Professor Oakley is bluffing if he doesn't really believe his own baloney, or blinded by his own biases if he does. What his paper really does is say that hydras have the gene for opsin, and sponges do not. The rest is pure speculation based on naturalistic assumptions, not science.

What team Oakley did is measure for the light-sensitive protein opsin in a primitive life form called the hydra. He then tested for those same proteins in sponges and found them lacking. From that, he claims that he has "shown" that the dawn of vision was sometime around 600 million years ago. How did he get that date? That is when evolutionists speculate that sponges first evolved into cndarians like the hydra. He also maps out a proposed series of genetic alterations that might have occurred to go from no opsin to opsin.

When you remove the biased assumptions, you will notice that the man hasn't "shown" anything, other than hyrdas have this type of protein and sponges don't. He has not "shown" that hydras and sponges even evolved from a common ancestor, much less demonstrated that it happened 600 million years ago. He simply assumes that they evolved from a common ancestor and again assumes that his evolutionary time line is correct. He then proposes a series of genetic steps that would be needed to go from non-opsin to opsin. Then he assumes that happened too.

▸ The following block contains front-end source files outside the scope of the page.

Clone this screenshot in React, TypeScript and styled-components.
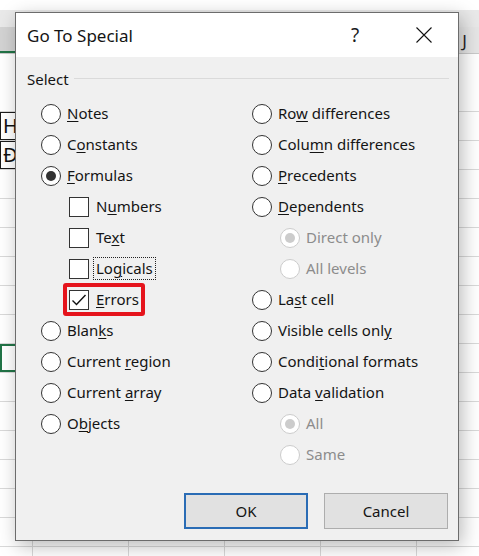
import React from "react";
import styled, { createGlobalStyle, css } from "styled-components";

const GlobalStyle = createGlobalStyle`
  html, body {
    margin: 0;
    padding: 0;
  }
  body {
    width: 479px;
    height: 556px;
    overflow: hidden;
    background: #fff;
    font-family: "Noto Sans", "Segoe UI", sans-serif;
  }
`;

/* ---------- spreadsheet behind the dialog ---------- */

const Sheet = styled.div`
  position: relative;
  width: 479px;
  height: 556px;
  overflow: hidden;
  background: #fff;
  padding-top: 10px;
  box-sizing: border-box;
`;

const TopStrip = styled.div`
  height: 17px;
  background: #e9e9e9;
`;

const HeaderRow = styled.div`
  display: flex;
  height: 26px;
  background: #e6e6e6;
  border-bottom: 1px solid #c9c9c9;
`;

const HeaderCell = styled.div<{ $w: number; $selected?: boolean }>`
  flex: 0 0 ${(p) => p.$w}px;
  box-sizing: border-box;
  display: flex;
  align-items: center;
  justify-content: center;
  font-size: 17px;
  color: #262626;
  border-right: 1px solid #cfcfcf;
  ${(p) =>
    p.$selected &&
    css`
      background: #d3d3d3;
      box-shadow: inset 0 -2px 0 #217346;
    `}
`;

const GridRow = styled.div<{ $h: number }>`
  display: flex;
  height: ${(p) => p.$h}px;
  box-sizing: border-box;
  border-bottom: 1px solid #d9d9d9;
`;

const Cell = styled.div<{ $w: number; $kind?: "boxed" | "active" }>`
  flex: 0 0 ${(p) => p.$w}px;
  box-sizing: border-box;
  border-right: 1px solid #d9d9d9;
  padding-left: 3px;
  font-size: 20px;
  line-height: 28px;
  color: #111;
  ${(p) =>
    p.$kind === "boxed" &&
    css`
      box-shadow: inset 1px 1px 0 #1a1a1a, inset 0 -1px 0 #1a1a1a;
    `}
  ${(p) =>
    p.$kind === "active" &&
    css`
      box-shadow: inset 0 0 0 2px #217346;
    `}
`;

/* ---------- dialog ---------- */

const Dialog = styled.div`
  position: absolute;
  left: 15px;
  top: 12px;
  width: 444px;
  height: 529px;
  box-sizing: border-box;
  border: 1px solid #6c6c6c;
  background: #f0f0f0;
  box-shadow: 3px 5px 18px rgba(0, 0, 0, 0.28);
  display: flex;
  flex-direction: column;
  color: #141414;
`;

const TitleBar = styled.div`
  height: 44px;
  flex: 0 0 44px;
  background: #fff;
  display: flex;
  align-items: center;
  padding: 0 11px;
`;

const Title = styled.div`
  font-size: 17px;
  flex: 1;
`;

const TitleButton = styled.div`
  width: 46px;
  height: 32px;
  display: flex;
  align-items: center;
  justify-content: center;
  font-size: 19px;
  color: #1a1a1a;
  & + & {
    margin-left: 23px;
  }
`;

const Body = styled.div`
  flex: 1;
  display: flex;
  flex-direction: column;
  padding: 0 9px 11px 11px;
`;

const GroupHeader = styled.div`
  display: flex;
  align-items: center;
  gap: 5px;
  height: 41px;
  font-size: 15px;
  padding-top: 2px;
  box-sizing: border-box;
`;

const GroupLine = styled.div`
  flex: 1;
  height: 1px;
  background: #dadada;
  margin-top: -1px;
`;

const Columns = styled.div`
  display: grid;
  grid-template-columns: 211px 1fr;
  padding-left: 14px;
`;

const Column = styled.div`
  display: flex;
  flex-direction: column;
`;

const Row = styled.div<{ $indent?: boolean }>`
  height: 31px;
  display: flex;
  align-items: center;
  padding-left: ${(p) => (p.$indent ? 28 : 0)}px;
`;

const Item = styled.div<{ $highlight?: boolean; $gap: number }>`
  position: relative;
  display: inline-flex;
  align-items: center;
  gap: ${(p) => p.$gap}px;
  ${(p) =>
    p.$highlight &&
    css`
      &::after {
        content: "";
        position: absolute;
        left: -6px;
        top: -6px;
        right: -6px;
        bottom: -6px;
        border: 4px solid #e5141c;
        border-radius: 3px;
        box-sizing: border-box;
        pointer-events: none;
      }
    `}
`;

const Radio = styled.span<{ $checked?: boolean; $disabled?: boolean }>`
  width: 20px;
  height: 20px;
  flex: 0 0 20px;
  box-sizing: border-box;
  border-radius: 50%;
  background: #fff;
  border: 1px solid ${(p) => (p.$disabled ? "#cccccc" : "#333")};
  display: flex;
  align-items: center;
  justify-content: center;
  &::after {
    content: "";
    display: ${(p) => (p.$checked ? "block" : "none")};
    width: 10px;
    height: 10px;
    border-radius: 50%;
    background: ${(p) => (p.$disabled ? "#cccccc" : "#333")};
  }
`;

const Box = styled.span`
  width: 20px;
  height: 20px;
  flex: 0 0 20px;
  box-sizing: border-box;
  background: #fff;
  border: 1px solid #333;
  display: flex;
  align-items: center;
  justify-content: center;
`;

const Label = styled.span<{ $disabled?: boolean; $focused?: boolean }>`
  font-size: 15px;
  line-height: 21px;
  color: ${(p) => (p.$disabled ? "#8c8c8c" : "#141414")};
  white-space: nowrap;
  padding: 0 2px;
  margin: 0 -2px;
  outline: ${(p) => (p.$focused ? "1px dotted #222" : "none")};
  u {
    text-decoration-thickness: 1px;
    text-underline-offset: 2px;
  }
`;

const ButtonRow = styled.div`
  margin-top: auto;
  display: flex;
  justify-content: flex-end;
  gap: 16px;
  padding-right: 1px;
`;

const Button = styled.div<{ $default?: boolean }>`
  width: 124px;
  height: 36px;
  box-sizing: border-box;
  background: #e1e1e1;
  border: ${(p) => (p.$default ? "2px solid #2a6cb5" : "1px solid #adadad")};
  display: flex;
  align-items: center;
  justify-content: center;
  font-size: 15px;
`;

type Opt = {
  label: string;
  acc?: number;
  kind?: "radio" | "check";
  checked?: boolean;
  disabled?: boolean;
  indent?: boolean;
  focused?: boolean;
  highlight?: boolean;
};

const leftOpts: Opt[] = [
  { label: "Notes", acc: 0 },
  { label: "Constants", acc: 1 },
  { label: "Formulas", acc: 0, checked: true },
  { label: "Numbers", acc: 1, kind: "check", indent: true },
  { label: "Text", acc: 2, kind: "check", indent: true },
  { label: "Logicals", acc: 2, kind: "check", indent: true, focused: true },
  { label: "Errors", acc: 0, kind: "check", indent: true, checked: true, highlight: true },
  { label: "Blanks", acc: 4 },
  { label: "Current region", acc: 8 },
  { label: "Current array", acc: 8 },
  { label: "Objects", acc: 1 },
];

const rightOpts: Opt[] = [
  { label: "Row differences", acc: 2 },
  { label: "Column differences", acc: 4 },
  { label: "Precedents", acc: 0 },
  { label: "Dependents", acc: 0 },
  { label: "Direct only", indent: true, disabled: true, checked: true },
  { label: "All levels", indent: true, disabled: true },
  { label: "Last cell", acc: 2 },
  { label: "Visible cells only", acc: 17 },
  { label: "Conditional formats", acc: 5 },
  { label: "Data validation", acc: 5 },
  { label: "All", indent: true, disabled: true, checked: true },
  { label: "Same", indent: true, disabled: true },
];

const Accel = ({ text, acc }: { text: string; acc?: number }) => {
  if (acc === undefined) return <>{text}</>;
  return (
    <>
      {text.slice(0, acc)}
      <u>{text[acc]}</u>
      {text.slice(acc + 1)}
    </>
  );
};

const CheckMark = () => (
  <svg width="16" height="16" viewBox="0 0 16 16">
    <path d="M1.5 8.5 L5.5 12.5 L14.5 3" fill="none" stroke="#111" strokeWidth="1.4" />
  </svg>
);

const Option = ({ o }: { o: Opt }) => (
  <Row $indent={o.indent}>
    <Item $highlight={o.highlight} $gap={o.kind === "check" ? 7 : 6}>
      {o.kind === "check" ? (
        <Box>{o.checked && <CheckMark />}</Box>
      ) : (
        <Radio $checked={o.checked} $disabled={o.disabled} />
      )}
      <Label $disabled={o.disabled} $focused={o.focused}>
        <Accel text={o.label} acc={o.acc} />
      </Label>
    </Item>
  </Row>
);

const colWidths = [33, 96, 96, 96, 96, 96];
const rowHeights = [58, ...Array(16).fill(29)];

const cellContent = (r: number, c: number): { text?: string; kind?: "boxed" | "active" } => {
  if (c !== 0) return {};
  if (r === 1) return { text: "H", kind: "boxed" };
  if (r === 2) return { text: "Đ", kind: "boxed" };
  if (r === 9) return { kind: "active" };
  return {};
};

const App = () => (
  <>
    <GlobalStyle />
    <Sheet>
      <TopStrip />
      <HeaderRow>
        {colWidths.map((w, i) => (
          <HeaderCell key={i} $w={w} $selected={i === 0}>
            {i === 5 ? "J" : ""}
          </HeaderCell>
        ))}
      </HeaderRow>
      {rowHeights.map((h, r) => (
        <GridRow key={r} $h={h}>
          {colWidths.map((w, c) => {
            const cc = cellContent(r, c);
            return (
              <Cell key={c} $w={w} $kind={cc.kind}>
                {cc.text}
              </Cell>
            );
          })}
        </GridRow>
      ))}

      <Dialog>
        <TitleBar>
          <Title>Go To Special</Title>
          <TitleButton>?</TitleButton>
          <TitleButton>
            <svg width="16" height="16" viewBox="0 0 16 16">
              <path d="M0.5 0.5 L15.5 15.5 M15.5 0.5 L0.5 15.5" stroke="#111" strokeWidth="1.1" />
            </svg>
          </TitleButton>
        </TitleBar>
        <Body>
          <GroupHeader>
            <span>Select</span>
            <GroupLine />
          </GroupHeader>
          <Columns>
            <Column>
              {leftOpts.map((o) => (
                <Option key={o.label} o={o} />
              ))}
            </Column>
            <Column>
              {rightOpts.map((o) => (
                <Option key={o.label} o={o} />
              ))}
            </Column>
          </Columns>
          <ButtonRow>
            <Button $default>OK</Button>
            <Button>Cancel</Button>
          </ButtonRow>
        </Body>
      </Dialog>
    </Sheet>
  </>
);

export default App;
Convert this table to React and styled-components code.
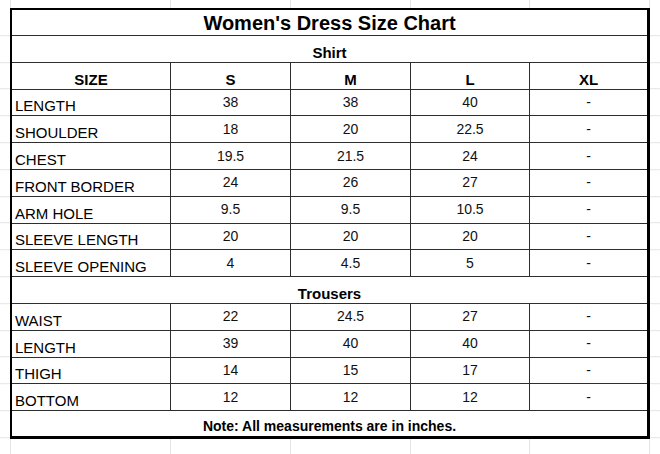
import React from 'react'
import styled, { createGlobalStyle } from 'styled-components'

const GlobalStyle = createGlobalStyle`
  html, body {
    margin: 0;
    padding: 0;
    background: #fff;
  }
  body {
    font-family: "Liberation Sans", Arial, sans-serif;
    color: #000;
  }
`

const faint = '#e4e4e4'
const line = '#2e2e2e'

// spreadsheet gridlines peeking out around the chart
const Sheet = styled.div`
  width: 660px;
  height: 454px;
  box-sizing: border-box;
  padding: 8px 0 0 10px;
  background-color: #fff;
  background-image:
    linear-gradient(${faint}, ${faint}),
    linear-gradient(${faint}, ${faint}),
    linear-gradient(${faint}, ${faint}),
    linear-gradient(${faint}, ${faint}),
    linear-gradient(${faint}, ${faint}),
    linear-gradient(${faint}, ${faint}),
    repeating-linear-gradient(to bottom, transparent 0 25.8px, ${faint} 25.8px 26.8px);
  background-size: 1px 100%, 1px 100%, 1px 100%, 1px 100%, 1px 100%, 1px 100%, 100% 100%;
  background-position: 10px 0, 170px 0, 290px 0, 410px 0, 529px 0, 649px 0, 0 9.2px;
  background-repeat: no-repeat, no-repeat, no-repeat, no-repeat, no-repeat, no-repeat, repeat-y;
`

const Chart = styled.div`
  display: grid;
  grid-template-columns: 159px 120px 120px 119px 117px;
  grid-template-rows: 26px repeat(14, 26.8px) 1fr;
  height: 426px;
  width: 635px;
  border-style: solid;
  border-color: #000;
  border-width: 2px 3px 3px 2px;
  background: #fff;
`

const Cell = styled.div`
  display: flex;
  align-items: flex-end;
  justify-content: ${p => (p.$left ? 'flex-start' : 'center')};
  padding: 0 3px 1px;
  border-right: ${p => (p.$end ? 'none' : `1px solid ${line}`)};
  border-bottom: 1px solid ${line};
  font-size: 15px;
  line-height: 17px;
  font-weight: ${p => (p.$bold ? 700 : 400)};
  white-space: nowrap;
  overflow: hidden;
`

const Banner = styled(Cell)`
  grid-column: 1 / -1;
  border-right: none;
  border-bottom: ${p => (p.$last ? 'none' : `1px solid ${line}`)};
  font-weight: 700;
  font-size: ${p => (p.$big ? '20px' : p.$small ? '14px' : '15px')};
  line-height: ${p => (p.$big ? '20px' : '17px')};
  padding-bottom: ${p => (p.$big ? '2px' : '1px')};
`

const Value = styled(Cell)`
  align-items: center;
  padding-bottom: 0;
  font-size: 14px;
  color: #111;
`

const shirt = [
  ['LENGTH', '38', '38', '40', '-'],
  ['SHOULDER', '18', '20', '22.5', '-'],
  ['CHEST', '19.5', '21.5', '24', '-'],
  ['FRONT BORDER', '24', '26', '27', '-'],
  ['ARM HOLE', '9.5', '9.5', '10.5', '-'],
  ['SLEEVE LENGTH', '20', '20', '20', '-'],
  ['SLEEVE OPENING', '4', '4.5', '5', '-'],
]

const trousers = [
  ['WAIST', '22', '24.5', '27', '-'],
  ['LENGTH', '39', '40', '40', '-'],
  ['THIGH', '14', '15', '17', '-'],
  ['BOTTOM', '12', '12', '12', '-'],
]

const sizes = ['S', 'M', 'L', 'XL']

const Row = ({ cells }) => (
  <>
    <Cell $left>{cells[0]}</Cell>
    {cells.slice(1).map((v, i) => (
      <Value key={i} $end={i === 3}>{v}</Value>
    ))}
  </>
)

const App = () => (
  <>
    <GlobalStyle />
    <Sheet>
      <Chart>
        <Banner $big>Women&apos;s Dress Size Chart</Banner>
        <Banner>Shirt</Banner>
        <Cell $bold>SIZE</Cell>
        {sizes.map((s, i) => (
          <Cell key={s} $bold $end={i === 3}>{s}</Cell>
        ))}
        {shirt.map(r => <Row key={'s' + r[0]} cells={r} />)}
        <Banner>Trousers</Banner>
        {trousers.map(r => <Row key={'t' + r[0]} cells={r} />)}
        <Banner $last $small>Note: All measurements are in inches.</Banner>
      </Chart>
    </Sheet>
  </>
)

export default App
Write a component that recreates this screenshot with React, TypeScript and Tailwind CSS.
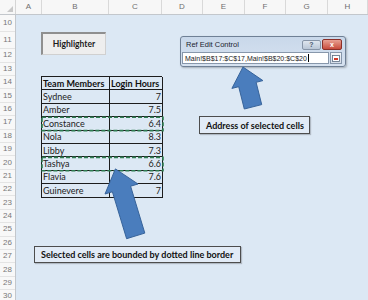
import React from "react";

const columns = [
  { label: "A", w: "w-[26px]" },
  { label: "B", w: "w-[67px]" },
  { label: "C", w: "w-[53px]" },
  { label: "D", w: "w-[41px]" },
  { label: "E", w: "w-[42px]" },
  { label: "F", w: "w-[41px]" },
  { label: "G", w: "w-[42px]" },
  { label: "H", w: "w-[40px]" },
];

const rows = [
  { n: 10, h: "h-[17px]" },
  { n: 11, h: "h-[17.2px]" },
  ...Array.from({ length: 19 }, (_, i) => ({ n: 12 + i, h: "h-[13.4px]" })),
];

const members: [string, string, boolean][] = [
  ["Sydnee", "7", false],
  ["Amber", "7.5", false],
  ["Constance", "6.4", true],
  ["Nola", "8.3", false],
  ["Libby", "7.3", false],
  ["Tashya", "6.6", true],
  ["Flavia", "7.6", false],
  ["Guinevere", "7", false],
];

function Arrows() {
  return (
    <svg className="pointer-events-none absolute left-0 top-0" width="368" height="300" viewBox="0 0 368 300">
      <polygon
        points="243,67 262.9,80.6 256.1,82.3 261.7,104.6 244.3,109 238.7,86.7 231.9,88.4"
        fill="#4a7dbd"
        stroke="#37639a"
        strokeWidth="1"
        strokeLinejoin="round"
      />
      <polygon
        points="115.4,168.9 138,184 130.6,186.2 144.8,233.1 126.6,238.7 112.4,191.8 105,194"
        fill="#4a7dbd"
        stroke="#37639a"
        strokeWidth="1"
        strokeLinejoin="round"
      />
    </svg>
  );
}

function RefEditDialog() {
  return (
    <div className="absolute left-[180px] top-[36px] h-[31px] w-[166px] rounded-[3px] border border-[#6f8095] bg-gradient-to-b from-[#c9d8ea] to-[#d6e2f0] shadow-[1px_1px_2px_rgba(0,0,0,0.25)]">
      <div className="flex h-[15px] items-center justify-between pl-[5px] pr-[3px]">
        <span className="text-[7.5px] leading-none text-[#1b2430] [font-family:'Liberation_Sans',Arial,sans-serif]">
          Ref Edit Control
        </span>
        <div className="flex items-center gap-[1px]">
          <div className="flex h-[10px] w-[19px] items-center justify-center rounded-[2px] border border-[#8795a8] bg-gradient-to-b from-[#dfe6ef] to-[#b9c6d6] text-[7px] font-bold leading-none text-[#4a5a70] [font-family:'Liberation_Sans',Arial,sans-serif]">
            ?
          </div>
          <div className="flex h-[11px] w-[20px] items-center justify-center rounded-[2px] border border-[#8a2f28] bg-gradient-to-b from-[#e8a093] to-[#c74a3c] text-[7px] font-bold leading-none text-white [font-family:'Liberation_Sans',Arial,sans-serif]">
            x
          </div>
        </div>
      </div>
      <div className="flex items-center gap-[1px] pl-[1px] pr-[3px]">
        <div className="flex h-[12px] flex-1 items-center border border-[#8797ab] bg-white pl-[2px]">
          <span className="whitespace-nowrap text-[7px] leading-none text-[#1a1a1a] [font-family:'Liberation_Sans',Arial,sans-serif]">
            Main!$B$17:$C$17,Main!$B$20:$C$20
          </span>
          <span className="ml-[1px] h-[8px] w-[1px] bg-black" />
        </div>
        <div className="flex h-[12px] w-[12px] items-center justify-center border border-[#8797ab] bg-gradient-to-b from-[#f4f6f9] to-[#d5dde8]">
          <svg width="8" height="7" viewBox="0 0 8 7">
            <rect x="0.5" y="0.5" width="7" height="6" fill="#fff" stroke="#5a6b80" strokeWidth="0.8" />
            <rect x="2" y="3" width="4" height="2" fill="#d23a2a" />
          </svg>
        </div>
      </div>
    </div>
  );
}

function Callout({ className, text }: { className: string; text: string }) {
  return (
    <div
      className={`absolute flex items-center border border-[#4d4d4d] bg-[#e2ebf6] pl-[6px] text-[9px] font-bold leading-none text-[#111] shadow-[1px_1px_1px_rgba(0,0,0,0.2)] [font-family:Lato,'Open_Sans',sans-serif] ${className}`}
    >
      {text}
    </div>
  );
}

function MembersTable() {
  return (
    <div className="relative ml-[25px] mt-[61px] w-[121px] border-l border-t border-[#1c1c1c] [font-family:Lato,'Open_Sans',sans-serif]">
      <div className="grid grid-cols-[68px_53px]">
        <div className="flex h-[13.4px] items-center border-b border-r border-[#1c1c1c] pl-[1px] text-[9px] font-bold leading-none text-[#111]">
          Team Members
        </div>
        <div className="flex h-[13.4px] items-center border-b border-r border-[#1c1c1c] pl-[1px] text-[9px] font-bold leading-none text-[#111]">
          Login Hours
        </div>
        {members.map(([name, hours]) => (
          <React.Fragment key={name}>
            <div className="flex h-[13.4px] items-center border-b border-r border-[#1c1c1c] pl-[1px] text-[9px] leading-none text-[#222]">
              {name}
            </div>
            <div className="flex h-[13.4px] items-center justify-end border-b border-r border-[#1c1c1c] pr-[1px] text-[9px] leading-none text-[#222]">
              {hours}
            </div>
          </React.Fragment>
        ))}
      </div>
      <svg className="pointer-events-none absolute -left-[1px] -top-[1px]" width="123" height="123" viewBox="0 0 123 123">
        {members.map(([name, , selected], i) =>
          selected ? (
            <rect
              key={name}
              x="1"
              y={13.4 * (i + 1) + 1}
              width="121"
              height="13.4"
              fill="none"
              stroke="#2f7d52"
              strokeWidth="1.6"
              strokeDasharray="4 2"
            />
          ) : null,
        )}
      </svg>
    </div>
  );
}

export default function App() {
  return (
    <div className="relative h-[300px] w-[368px] overflow-hidden bg-[#dce8f4]">
      <div className="flex h-[15px] border-b border-[#c3c7cc] bg-[#f7f7f7] [font-family:'Liberation_Sans',Arial,sans-serif]">
        <div className="relative w-[16px] border-r border-[#d5d5d5]">
          <div className="absolute bottom-[2px] right-[2px] h-0 w-0 border-b-[6px] border-l-[6px] border-b-[#c8c8c8] border-l-transparent" />
        </div>
        {columns.map((c) => (
          <div
            key={c.label}
            className={`flex shrink-0 items-center justify-center border-r border-[#d9d9d9] text-[8px] text-[#6f6f6f] ${c.w}`}
          >
            {c.label}
          </div>
        ))}
      </div>
      <div className="flex">
        <div className="w-[16px] shrink-0 border-r border-[#c3c7cc] bg-[#f8f8f8] [font-family:'Liberation_Sans',Arial,sans-serif]">
          {rows.map((r) => (
            <div
              key={r.n}
              className={`flex items-center justify-center border-b border-[#e4e4e4] text-[8px] leading-none text-[#777] ${r.h}`}
            >
              {r.n}
            </div>
          ))}
        </div>
        <div className="relative flex-1">
          <MembersTable />
        </div>
      </div>

      <div className="absolute left-[41px] top-[32px] flex h-[23px] w-[65px] items-center justify-center border-l-2 border-t-2 border-b border-r border-l-[#8f8f8f] border-t-[#8f8f8f] border-b-[#d0d0d0] border-r-[#d0d0d0] bg-[#eeeeee] text-[8.5px] font-bold text-[#1c1c1c] [font-family:Lato,'Open_Sans',sans-serif]">
        Highlighter
      </div>

      <RefEditDialog />
      <Arrows />

      <Callout className="left-[199px] top-[116px] h-[18px] w-[111px]" text="Address of selected cells" />
      <Callout className="left-[34px] top-[246px] h-[17px] w-[207px]" text="Selected cells are bounded by dotted line border" />
    </div>
  );
}
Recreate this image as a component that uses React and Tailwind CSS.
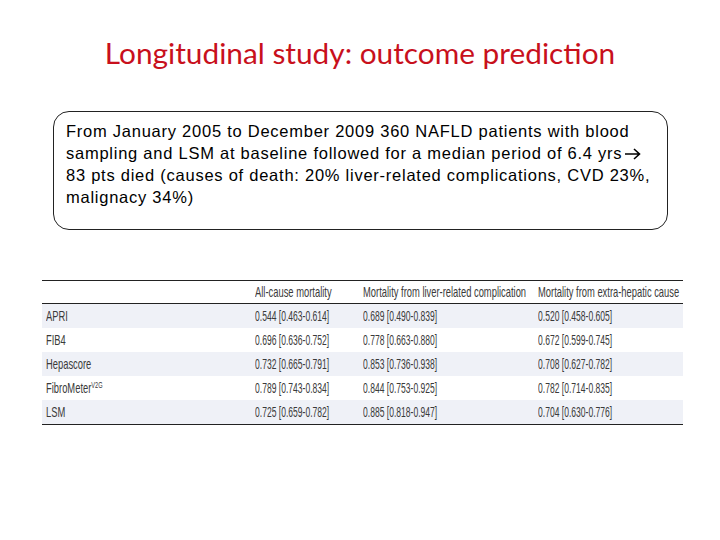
import React from "react";

const rows = [
  ["APRI", "0.544 [0.463-0.614]", "0.689 [0.490-0.839]", "0.520 [0.458-0.605]"],
  ["FIB4", "0.696 [0.636-0.752]", "0.778 [0.663-0.880]", "0.672 [0.599-0.745]"],
  ["Hepascore", "0.732 [0.665-0.791]", "0.853 [0.736-0.938]", "0.708 [0.627-0.782]"],
  ["FibroMeter", "0.789 [0.743-0.834]", "0.844 [0.753-0.925]", "0.782 [0.714-0.835]"],
  ["LSM", "0.725 [0.659-0.782]", "0.885 [0.818-0.947]", "0.704 [0.630-0.776]"],
];

function T({ children }) {
  return (
    <span className="inline-block origin-left scale-x-[0.625] whitespace-nowrap">{children}</span>
  );
}
function N({ children }) {
  return (
    <span className="inline-block origin-left scale-x-[0.57] whitespace-nowrap">{children}</span>
  );
}

function Arrow() {
  return (
    <svg width="17" height="12" viewBox="0 0 17 12" className="inline-block align-[-1px] ml-[2px]">
      <path d="M1 6 H15.5 M10 1 L15.5 6 L10 11" fill="none" stroke="#000" strokeWidth="1.6" />
    </svg>
  );
}

export default function App() {
  return (
    <div className="w-[720px] h-[540px] bg-white relative overflow-hidden">
      <div className="pt-[32px] h-[111px] flex justify-center">
        <h1 className="text-[29.8px] leading-[42px] text-[#c8101c] font-['Lato','Open_Sans',sans-serif]">
          Longitudinal study: outcome prediction
        </h1>
      </div>
      <div className="ml-[53px] w-[615px] h-[119px] border border-[#222] rounded-[16px] pl-[12px] pt-[8px] pr-[4px]">
        <p className="font-['Liberation_Sans',Arial,sans-serif] text-[16.5px] leading-[22px] text-black tracking-[0.75px] whitespace-nowrap">
          From January 2005 to December 2009 360 NAFLD patients with blood
          <br />
          sampling and LSM at baseline followed for a median period of 6.4 yrs
          <Arrow />
          <br />
          83 pts died (causes of death: 20% liver-related complications, CVD 23%,
          <br />
          malignacy 34%)
        </p>
      </div>
      <div className="ml-[42px] mt-[50px] w-[641px] border-t-[1.5px] border-b-[1.5px] border-[#222] font-['Liberation_Sans',Arial,sans-serif] text-[15px] text-[#3a3a3a]">
        <div className="grid grid-cols-[209px_108px_175px_149px] h-[23px] items-center border-b-[1.5px] border-[#222]">
          <div></div>
          <div className="pl-[4px]"><T>All-cause mortality</T></div>
          <div className="pl-[4px]"><T>Mortality from liver-related complication</T></div>
          <div className="pl-[4px]"><T>Mortality from extra-hepatic cause</T></div>
        </div>
        {rows.map((r, i) => (
          <div
            key={r[0]}
            className={
              "grid grid-cols-[209px_108px_175px_149px] h-[24px] items-center " +
              (i % 2 === 0 ? "bg-[#eff1f7]" : "bg-white")
            }
          >
            <div className="pl-[4px]">
              <T>
                {r[0]}
                {r[0] === "FibroMeter" && <sup className="text-[9px]">V2G</sup>}
              </T>
            </div>
            <div className="pl-[4px]"><N>{r[1]}</N></div>
            <div className="pl-[4px]"><N>{r[2]}</N></div>
            <div className="pl-[4px]"><N>{r[3]}</N></div>
          </div>
        ))}
      </div>
    </div>
  );
}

The fact is, we don't even know if the opsin in hydra's helps them respond to light or not. But even if it does, we have no evidence as to whether or not it uses pathways that are a precursor to animal vision.

It used to be in science that "showing" something meant that you replicated it in the laboratory or observed it in the field. For evolution, the new standard is that if you can imagine a way to connect any two facts with an evolutionary explanation then your imagined way must be accepted as "proof" that it did happen that way and any creationists who question your speculations are "simply wrong".

Dr. Oakley is "simply wrong" about what his paper actually demonstrates
. Rather, his attitude demonstrates that a philosophy called naturalism, which makes an assumption that the universe can never be impacted by supernatural forces, that has high-jacked classical science. Classical science was willing to follow the evidence wherever it led. Naturalism posing as science rules out in advance any supernatural causes or effects. Since that is so, the most unproved natural causes are considered "proved" if the only alternative evokes a super-natural explanation. To a secular trained person, they read this and they go "of course, natural explanations only". That shows a blindness to reason.

Assumptions are not science. Science is a method of determining truth about the natural world by following an ordered series of steps called the scientific method. If Oakley has really wanted to make his point he should have observed in the field or replicated in the lab a sponge developing the opsin gene that is present in hyra. In fact, he really would need to establish by experiment or observation in the field that sponges can evolve into creatures like the hydra as well. He did none of that. He simply found that one creature has this gene and the other does not, then filled the rest in with unproved speculation. That's not science. Its faith.